Fırat Aydınkaya imzalı ilk yazı Kürt hareketini yerel yönetimler düzeyinde edindiği temsil ve iktidar pratikleri üzerinden mahkûm ediyor ve hareketin bireysel düzeyde özgürleşmeyi sağlayamadığını ve kendini iktidar ilişkilerinden kurtaramadığını iddia ediyor. Mücahit Bilici imzalı ikinci yazı, Kürtlere “musallat olan evrenselci kurtuluş ideolojileri” olarak gördüğü sosyalizm ve İslamcılık çizgilerinin “Kürtleri görünmez, Kürtlüğü ise lüzumsuz hale getirdiğini” belirtiyor. Kürt hareketi açısından, sol merkezli evrenselci ideolojik yörüngede temellenen siyaset yapma biçiminin hareketin Kürt ulusal şuurunu arka plana itmesine neden olduğuna; gerçekleşmesi çok mümkün görünmeyen “ütopik” fikirler içerisinde mücadele yürütürken verili reel-politik ile bağının koptuğunu iddia ediyor. Sharo Garib tarafından yazılan üçüncü yazı ise Kürt legal siyasetinin ana arteri durumundaki HDP’yi ve özellikle Türkiye sosyalist hareketleri ile ortaklığa dayanan seçim stratejisini eleştirinin merkezine alıyor ve hatta sol-sosyalist bileşenlerin parlamentoda temsilinin önünü açan bileşen hukukunu “Kürt siyasetinde sol kayyımlar” gibi ifadelerle değerlendiriyor.

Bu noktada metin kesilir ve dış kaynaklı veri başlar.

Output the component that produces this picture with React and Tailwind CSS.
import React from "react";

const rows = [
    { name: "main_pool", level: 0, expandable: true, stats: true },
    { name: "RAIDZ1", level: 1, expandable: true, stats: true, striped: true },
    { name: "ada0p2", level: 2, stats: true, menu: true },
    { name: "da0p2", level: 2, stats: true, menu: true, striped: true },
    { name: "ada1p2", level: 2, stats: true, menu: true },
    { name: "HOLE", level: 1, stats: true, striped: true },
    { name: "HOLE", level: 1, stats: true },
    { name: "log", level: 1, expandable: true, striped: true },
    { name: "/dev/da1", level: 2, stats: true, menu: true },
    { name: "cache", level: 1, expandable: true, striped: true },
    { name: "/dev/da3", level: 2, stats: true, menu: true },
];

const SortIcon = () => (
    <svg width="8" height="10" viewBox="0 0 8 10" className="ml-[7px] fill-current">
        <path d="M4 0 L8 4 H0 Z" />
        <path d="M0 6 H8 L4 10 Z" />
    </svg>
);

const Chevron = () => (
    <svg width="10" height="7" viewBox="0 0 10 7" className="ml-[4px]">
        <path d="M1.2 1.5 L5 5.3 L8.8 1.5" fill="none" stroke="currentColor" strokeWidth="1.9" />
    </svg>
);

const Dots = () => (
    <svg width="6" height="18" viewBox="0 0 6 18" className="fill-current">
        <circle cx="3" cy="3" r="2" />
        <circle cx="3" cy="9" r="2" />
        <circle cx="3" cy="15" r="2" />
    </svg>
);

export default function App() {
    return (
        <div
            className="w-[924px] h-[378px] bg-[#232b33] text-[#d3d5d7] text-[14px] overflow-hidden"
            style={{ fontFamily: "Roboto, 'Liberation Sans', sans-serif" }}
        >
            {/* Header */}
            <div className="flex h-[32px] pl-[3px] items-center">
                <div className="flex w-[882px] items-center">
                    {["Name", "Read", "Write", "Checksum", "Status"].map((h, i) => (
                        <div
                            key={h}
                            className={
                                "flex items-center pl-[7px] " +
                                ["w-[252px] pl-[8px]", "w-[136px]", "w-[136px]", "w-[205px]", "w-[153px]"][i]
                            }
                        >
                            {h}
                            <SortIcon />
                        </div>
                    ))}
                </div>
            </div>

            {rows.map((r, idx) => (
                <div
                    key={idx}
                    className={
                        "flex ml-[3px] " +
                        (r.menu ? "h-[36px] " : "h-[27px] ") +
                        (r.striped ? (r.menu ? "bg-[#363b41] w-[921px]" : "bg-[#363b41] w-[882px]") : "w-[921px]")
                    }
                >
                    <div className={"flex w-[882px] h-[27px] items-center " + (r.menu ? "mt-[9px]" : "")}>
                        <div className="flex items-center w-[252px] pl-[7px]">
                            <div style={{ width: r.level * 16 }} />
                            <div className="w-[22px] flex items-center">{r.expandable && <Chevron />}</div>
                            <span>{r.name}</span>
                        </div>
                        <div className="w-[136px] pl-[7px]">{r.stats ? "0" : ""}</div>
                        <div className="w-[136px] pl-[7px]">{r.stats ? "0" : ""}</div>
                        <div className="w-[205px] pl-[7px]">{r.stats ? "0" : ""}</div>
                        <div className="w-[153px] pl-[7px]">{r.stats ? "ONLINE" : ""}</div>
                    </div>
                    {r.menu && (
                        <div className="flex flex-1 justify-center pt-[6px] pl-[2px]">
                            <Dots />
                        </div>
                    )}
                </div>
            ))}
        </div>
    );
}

Bu eleştirilerden üçüne de ilerleyen haftalarda tek tek yanıtlar vermeye çalışacağım fakat burada her üç yazıyı da ilgilendiren ama daha genel bir bağlama konuşan bir iki şey söylemek istiyorum. Her üç eleştiriyi dile getirenlerin de bildiğinden şüphe duyamayacağımız bir şey varsa o da her eleştirinin dile geldiği, kamusal alana taştığı bağlamın görmezden gelinemeyecek derecede önemli ve aynı zamanda politik bir tercihe dayanmış olduğu gerçeğidir. Bu gerçek kendini özellikle 2015’den beri Türkiye’de yaşananlar temelinde oluşan fakat duygulanımsal boyutunun ağırlığı nedeniyle de bir politik eleştiriye tercüme edilemeyen bir hoşnutsuzluk haline yazarlar tarafından “el konulması” yoluyla ortaya koymaktadır. Fakat bu el konulan hoşnutsuzluk yazarlar tarafından yapıcı bir diyaloga çağırmak yerine maalesef yargı koyucu bir keyfilikle işletilmektedir.

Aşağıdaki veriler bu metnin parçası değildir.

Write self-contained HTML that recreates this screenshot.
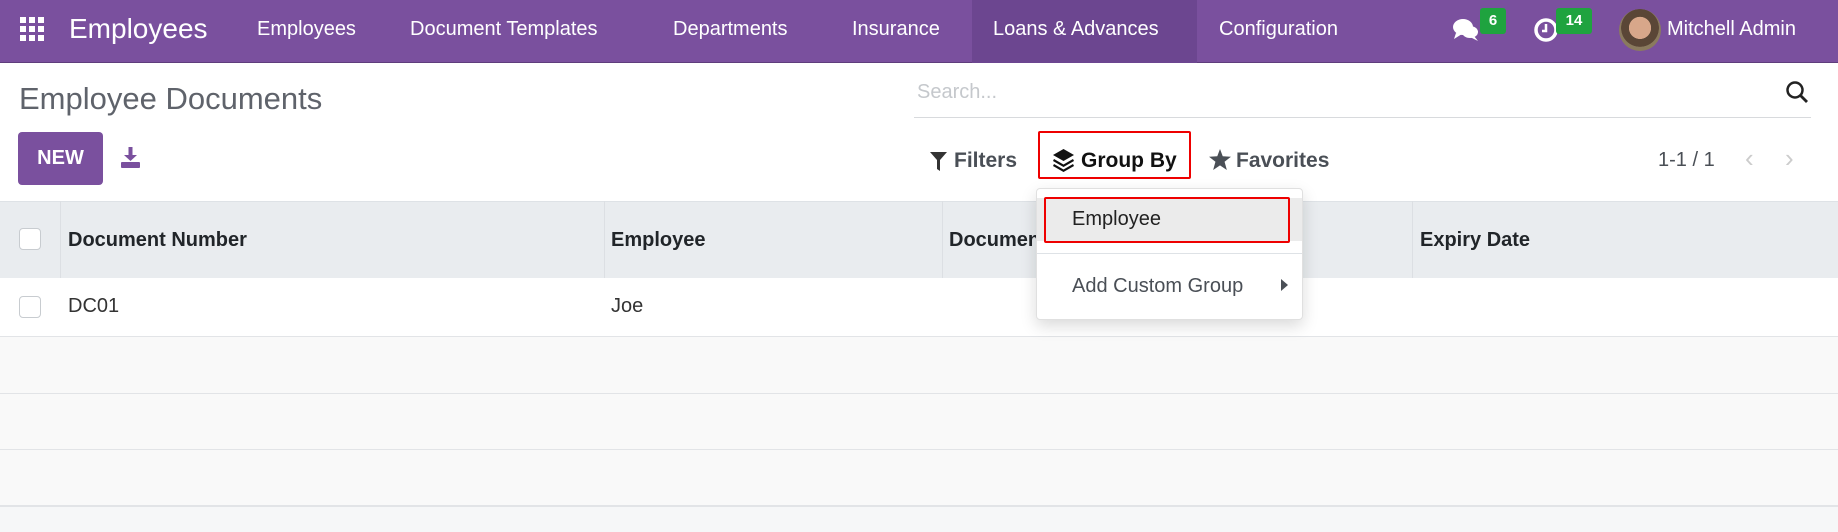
<!DOCTYPE html>
<html><head><meta charset="utf-8"><style>
*{box-sizing:border-box;margin:0;padding:0}
body{width:1838px;height:532px;overflow:hidden;background:#fff;font-family:"Liberation Sans",sans-serif;position:relative;color:#212529}
.a{position:absolute;white-space:nowrap}
.nav{position:absolute;left:0;top:0;width:1838px;height:63px;background:#7a509e;border-bottom:1px solid #5f3d7c}
.nav .a{color:#fff;font-size:20px;top:18px}
.badge{position:absolute;background:#1fa33f;color:#fff;font-size:15px;font-weight:bold;text-align:center;border-radius:3px;height:26px;line-height:26px}
.th{font-weight:bold;font-size:20px;top:229px}
.cb{position:absolute;width:22px;height:22px;border:1px solid #c8ccd0;border-radius:4px;background:#fff}
.line{position:absolute;left:0;width:1838px;height:1px;background:#e2e4e7}
</style></head><body>
<div class="nav">
 <svg class="a" style="left:20px;top:17px" width="25" height="25" viewBox="0 0 25 25" fill="#fff">
  <rect x="0" y="0" width="6" height="6"/><rect x="9" y="0" width="6" height="6"/><rect x="18" y="0" width="6" height="6"/>
  <rect x="0" y="9" width="6" height="6"/><rect x="9" y="9" width="6" height="6"/><rect x="18" y="9" width="6" height="6"/>
  <rect x="0" y="18" width="6" height="6"/><rect x="9" y="18" width="6" height="6"/><rect x="18" y="18" width="6" height="6"/></svg>
 <div class="a" style="left:69px;top:13px;font-size:28px">Employees</div>
 <div class="a" style="left:257px">Employees</div>
 <div class="a" style="left:410px">Document Templates</div>
 <div class="a" style="left:673px">Departments</div>
 <div class="a" style="left:852px">Insurance</div>
 <div style="position:absolute;left:972px;top:0;width:225px;height:63px;background:#6c4690"></div>
 <div class="a" style="left:993px">Loans &amp; Advances</div>
 <div class="a" style="left:1219px">Configuration</div>
 <svg class="a" style="left:1452px;top:17px" width="28" height="26" viewBox="0 0 28 26" fill="#fff"><ellipse cx="11" cy="10" rx="10" ry="8"/><path d="M4 16 L2 22 L10 17Z"/><ellipse cx="18" cy="15" rx="8" ry="6"/><path d="M22 19 L26 24 L18 20Z"/></svg>
 <div class="badge" style="left:1480px;top:8px;width:26px">6</div>
 <svg class="a" style="left:1533px;top:17px" width="26" height="26" viewBox="0 0 26 26"><circle cx="13" cy="13" r="10" fill="none" stroke="#fff" stroke-width="3.5"/><path d="M13 7 V14 H9" stroke="#fff" stroke-width="2.5" fill="none"/></svg>
 <div class="badge" style="left:1556px;top:8px;width:36px">14</div>
 <div style="position:absolute;left:1619px;top:9px;width:42px;height:42px;border-radius:50%;background:radial-gradient(circle at 50% 45%,#d8a78a 0 35%,#5a4636 36% 60%,#8a7a5e 61%)"></div>
 <div class="a" style="left:1667px">Mitchell Admin</div>
</div>

<div class="a" style="left:19px;top:81px;font-size:31px;color:#5f636b">Employee Documents</div>
<div style="position:absolute;left:18px;top:132px;width:85px;height:53px;background:#7a509e;border-radius:4px;color:#fff;font-weight:bold;font-size:20px;text-align:center;line-height:53px">NEW</div>
<svg class="a" style="left:120px;top:147px" width="21" height="21" viewBox="0 0 21 21" fill="#7a509e"><rect x="8.5" y="0" width="4" height="9"/><path d="M4 8 H17 L10.5 14Z"/><rect x="1" y="15" width="19" height="6" rx="1"/></svg>

<div class="a" style="left:917px;top:81px;font-size:20px;color:#c5c8cc">Search...</div>
<div style="position:absolute;left:914px;top:117px;width:897px;height:1px;background:#d8dadd"></div>
<svg class="a" style="left:1785px;top:80px" width="24" height="24" viewBox="0 0 24 24"><circle cx="10" cy="10" r="7.5" fill="none" stroke="#222" stroke-width="2.5"/><path d="M15.5 15.5 L22 22" stroke="#222" stroke-width="2.8"/></svg>

<svg class="a" style="left:930px;top:152px" width="17" height="19" viewBox="0 0 17 19" fill="#333"><path d="M0 0 H17 L10 8 V19 L7 17 V8Z"/></svg>
<div class="a" style="left:954px;top:149px;font-size:21px;font-weight:bold;color:#4a4f56">Filters</div>
<div style="position:absolute;left:1038px;top:131px;width:153px;height:48px;border:2px solid #e00;border-radius:2px"></div>
<svg class="a" style="left:1052px;top:149px" width="23" height="23" viewBox="0 0 23 23" fill="#111"><path d="M11.5 0 L22 6 L11.5 12 L1 6Z"/><path d="M2 10 L11.5 15.5 L21 10 L22 12 L11.5 18 L1 12Z"/><path d="M2 15 L11.5 20.5 L21 15 L22 17 L11.5 23 L1 17Z"/></svg>
<div class="a" style="left:1081px;top:149px;font-size:21px;font-weight:bold;color:#111">Group By</div>
<svg class="a" style="left:1209px;top:149px" width="22" height="21" viewBox="0 0 24 23" fill="#4a4f56"><path d="M12 0 L15 8 L24 8.5 L17 14 L19.5 23 L12 18 L4.5 23 L7 14 L0 8.5 L9 8Z"/></svg>
<div class="a" style="left:1236px;top:149px;font-size:21px;font-weight:bold;color:#4a4f56">Favorites</div>
<div class="a" style="left:1658px;top:149px;font-size:20px;color:#4a4f56">1-1 / 1</div>
<div class="a" style="left:1745px;top:143px;font-size:26px;color:#ccc">&#8249;</div>
<div class="a" style="left:1785px;top:143px;font-size:26px;color:#ccc">&#8250;</div>

<div style="position:absolute;left:0;top:201px;width:1838px;height:77px;background:#e9ecef;border-top:1px solid #dee2e6"></div>
<div style="position:absolute;left:60px;top:201px;width:1px;height:77px;background:#dcdfe3"></div>
<div style="position:absolute;left:604px;top:201px;width:1px;height:77px;background:#dcdfe3"></div>
<div style="position:absolute;left:942px;top:201px;width:1px;height:77px;background:#dcdfe3"></div>
<div style="position:absolute;left:1412px;top:201px;width:1px;height:77px;background:#dcdfe3"></div>
<div class="cb" style="left:19px;top:228px"></div>
<div class="a th" style="left:68px">Document Number</div>
<div class="a th" style="left:611px">Employee</div>
<div class="a th" style="left:949px">Document Type</div>
<div class="a th" style="left:1420px">Expiry Date</div>

<div style="position:absolute;left:0;top:336px;width:1838px;height:169px;background:#f9f9f9"></div>
<div style="position:absolute;left:0;top:505px;width:1838px;height:27px;background:#f6f7f8"></div>
<div class="line" style="top:336px"></div>
<div class="line" style="top:393px"></div>
<div class="line" style="top:449px"></div>
<div class="line" style="top:505px;height:2px"></div>
<div class="cb" style="left:19px;top:296px"></div>
<div class="a" style="left:68px;top:295px;font-size:20px;color:#333">DC01</div>
<div class="a" style="left:611px;top:295px;font-size:20px;color:#333">Joe</div>

<div style="position:absolute;left:1036px;top:188px;width:267px;height:132px;background:#fff;border:1px solid #e0e0e0;border-radius:4px;box-shadow:0 6px 16px rgba(0,0,0,.15)"></div>
<div style="position:absolute;left:1037px;top:198px;width:265px;height:43px;background:#ebebeb"></div>
<div style="position:absolute;left:1044px;top:197px;width:246px;height:46px;border:2px solid #e00;border-radius:2px"></div>
<div class="a" style="left:1072px;top:208px;font-size:20px;color:#222">Employee</div>
<div style="position:absolute;left:1037px;top:253px;width:265px;height:1px;background:#dee2e6"></div>
<div class="a" style="left:1072px;top:275px;font-size:20px;color:#4a4f56">Add Custom Group</div>
<svg class="a" style="left:1281px;top:279px" width="7" height="12" viewBox="0 0 7 12" fill="#4a4f56"><path d="M0 0 L7 6 L0 12Z"/></svg>
</body></html>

Fransız filozof Jacques Rancière, ‘Nasıl Bir Zamanda Yaşıyoruz?’ başlıklı söyleşi kitabında solun kavgaların ve umutların yarım asırlık yenilgisi sonucu ortaya çıkan “yenilgi duygusu” ile ilgili haleti ruhiyesini anlatırken şöyle diyor: “Tahakkümün çıplak gerçekliği önündeki tüm yanılsamaları temizledikleri için bütün bu yenilgilerin harika şeyler olduğunu söylemek gibi çocuksu bir konum benimsemedikçe, şuradan hareket etmek gerekir: Bugün en başta gelen sorun daha ileri gitmeyi denemek değil, hakim hareketin akıntısına karşı kulaç atmaktır.”

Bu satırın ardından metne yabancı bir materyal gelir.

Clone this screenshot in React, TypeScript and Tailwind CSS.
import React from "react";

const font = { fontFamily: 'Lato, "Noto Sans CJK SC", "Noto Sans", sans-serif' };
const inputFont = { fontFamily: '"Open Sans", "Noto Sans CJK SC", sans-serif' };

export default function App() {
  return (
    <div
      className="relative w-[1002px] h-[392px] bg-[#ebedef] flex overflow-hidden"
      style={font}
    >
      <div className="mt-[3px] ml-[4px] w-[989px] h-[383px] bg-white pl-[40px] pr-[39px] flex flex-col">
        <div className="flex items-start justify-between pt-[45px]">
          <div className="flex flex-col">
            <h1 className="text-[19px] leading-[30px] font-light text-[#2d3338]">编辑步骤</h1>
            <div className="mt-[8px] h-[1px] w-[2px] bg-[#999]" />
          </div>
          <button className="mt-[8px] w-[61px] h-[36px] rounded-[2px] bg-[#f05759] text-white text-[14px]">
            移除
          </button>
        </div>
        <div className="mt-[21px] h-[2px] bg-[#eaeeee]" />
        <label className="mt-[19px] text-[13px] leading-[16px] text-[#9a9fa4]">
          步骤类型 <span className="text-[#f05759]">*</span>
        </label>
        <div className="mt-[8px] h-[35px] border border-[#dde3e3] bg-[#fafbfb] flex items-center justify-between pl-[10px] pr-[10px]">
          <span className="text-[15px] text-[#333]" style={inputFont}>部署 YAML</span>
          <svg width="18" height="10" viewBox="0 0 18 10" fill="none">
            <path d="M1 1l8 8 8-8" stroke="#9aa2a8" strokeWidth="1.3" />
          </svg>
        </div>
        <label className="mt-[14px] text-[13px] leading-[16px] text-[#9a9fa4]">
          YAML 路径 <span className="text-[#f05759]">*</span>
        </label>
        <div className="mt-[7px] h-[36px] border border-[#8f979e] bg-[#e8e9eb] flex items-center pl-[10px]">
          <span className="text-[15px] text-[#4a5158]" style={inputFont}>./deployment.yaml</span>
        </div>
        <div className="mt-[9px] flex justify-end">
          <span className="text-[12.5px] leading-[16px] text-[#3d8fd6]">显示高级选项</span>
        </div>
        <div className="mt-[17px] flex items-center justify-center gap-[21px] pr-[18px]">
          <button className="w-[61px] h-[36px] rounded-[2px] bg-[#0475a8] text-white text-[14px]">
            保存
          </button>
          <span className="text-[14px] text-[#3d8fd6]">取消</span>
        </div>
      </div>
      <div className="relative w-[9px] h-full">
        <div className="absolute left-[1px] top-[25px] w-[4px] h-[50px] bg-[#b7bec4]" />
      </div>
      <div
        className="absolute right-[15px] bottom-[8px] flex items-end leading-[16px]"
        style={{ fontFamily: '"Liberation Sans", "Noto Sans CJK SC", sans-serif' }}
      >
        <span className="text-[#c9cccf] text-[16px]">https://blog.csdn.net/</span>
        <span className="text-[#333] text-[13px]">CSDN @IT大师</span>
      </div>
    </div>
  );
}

Dünyanın dört köşesinde bu sözlerin anlam bulduğu çokça örnek olduğu gibi, yaşadığımız coğrafyada da bunu bütün çıplaklığı ile deneyimliyoruz. Küresel düzeyde egemen bir rejim haline gelen vahşi neo-liberal talancılık ile yerel düzeylerde kendini bu küresel rejim ile bağlantılı bir şekilde güçlendiren otoriter milliyetçiliklerin kol kola yürüdüğü ve “tahakkümün çıplak gerçekliği” olarak cisimleştikleri bugünlerde ileri gitmeyi denemekten ziyade, hâkim akıntıya karşı kulaç atmanın kendisi direnmenin belki de en temel mevzisi olarak görülmeli. Yenilgi duygusunu atıl bir karamsarlık olarak değil tam aksine hakim hareketin akıntısına karşı kulaç atarak, onu devrimci bir melankoliye tercüme ederek yaşayanlar ise bu mevzilerin ön saflarında mücadeleyi sürdürenler. Enzo Traverso’nun dediği gibi “devrimci melankoli, kurbanların hafızasını kutsayarak, onların angajmanlarını dışlayan ya da görmezden gelen egemen hümaniter diskurdan farklı olarak yenilenlere odaklar bakışını. Geçmişte kaybedilmiş mücadeleler ile ilgili trajedileri, kurtuluş vaadini de içeren bir yük ve borç olarak görür.”